In the insightful liner notes to their new album of Franck and Richard Strauss sonatas, violinist Brieuc Vourch and pianist Guillaume Vincent quote the great conductor Nikolaus Harnoncourt: “Security and beauty are not compatible.” In late 2021, that’s not just a radical statement. It would put the conductor on a terrorist watch list.

The point of that citation is that musicians have to take chances; to steal a line from Leonard Cohen, that’s how the light gets in. The duo’s raison d’etre in making the record – streaming at Spotify – is not to make contemporary avant garde music out of this, but to go under the hood and evoke how cutting-edge it was for its time. Making an album of some of the classical world’s best-loved works, recorded innumerable times by iconic figures, is a daunting task…and a bold statement, if you can pull it off.

You could read this as a critical appreciation, in real time, by two guys who really understand this. Or just a couple of players having astute fun with a couple of pieces brimming with color and luxuriant melody. Either way, this is a very confident, masculine performance.

It’s clear from the opening movement of the Strauss sonata – a relatively early work – that this is a love song, a graceful pas de deux in the two’s elegant counterpoint. An expressive player with an understated old-world vibrato, Vourch is well suited to this repertoire, and Vincent’s glittering precision matches the mood. The duo follow an organic trajectory as the passion rises, wanes and rises again.

In this duo’s hands, movement two seems to be all about pulling apart and then reconnecting, particularly when the lower registers of both instruments converge. Vourch’s sepulchral resonance grounded by Vincent’s matter-of-factness about five minutes in is breathtaking.

The pianist revels in the suspense introducing the concluding movement, then cuts loose as Vourch lingers and flits overhead, setting up the triumphant gusts as the duo ride the waves on the way out to bring this dance full circle. There’s also a priceless, self-effacingly funny moment right before the end, but you have to listen closely to catch it.

As attractive as the Strauss piece is, the Franck sonata is the big hit, and for good reason.

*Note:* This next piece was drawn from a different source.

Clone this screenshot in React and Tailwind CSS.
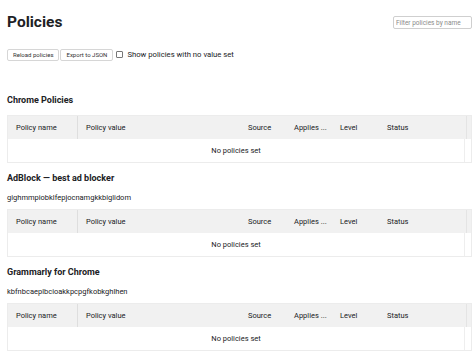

The duo’s decision to play the first movement as steadily and straightforwardly as they do, eschewing any High Romantic rubato, is brave. It also feels a little fast. The game plan here seems to be to sidestep any kind of cliche in favor of energy, downplaying the wistfulness which Vourch brings into full angst-fueled bloom in the second movement.

That’s where the duo really engage with gusty emotion, but just as much with 19th century gleam – to set up Vourch’s fanged attack, bristling with harmonics, as the movement winds up. The choice to back away and really let the third movement linger, even as the volume rises with a shivery intensity, validates how they launched the sonata.

The resoluteness of the final movement results in a big payoff from Vincent’s bright, dancing chords and Vourch’s decision to dig in hard for bittersweetness rather than sentimentality, enhanced by a clenched-teeth, brittle vibrato in contrast with a spun-steel calm in the quieter moments. Even if you’ve heard this hundreds of times, this version will wake you up.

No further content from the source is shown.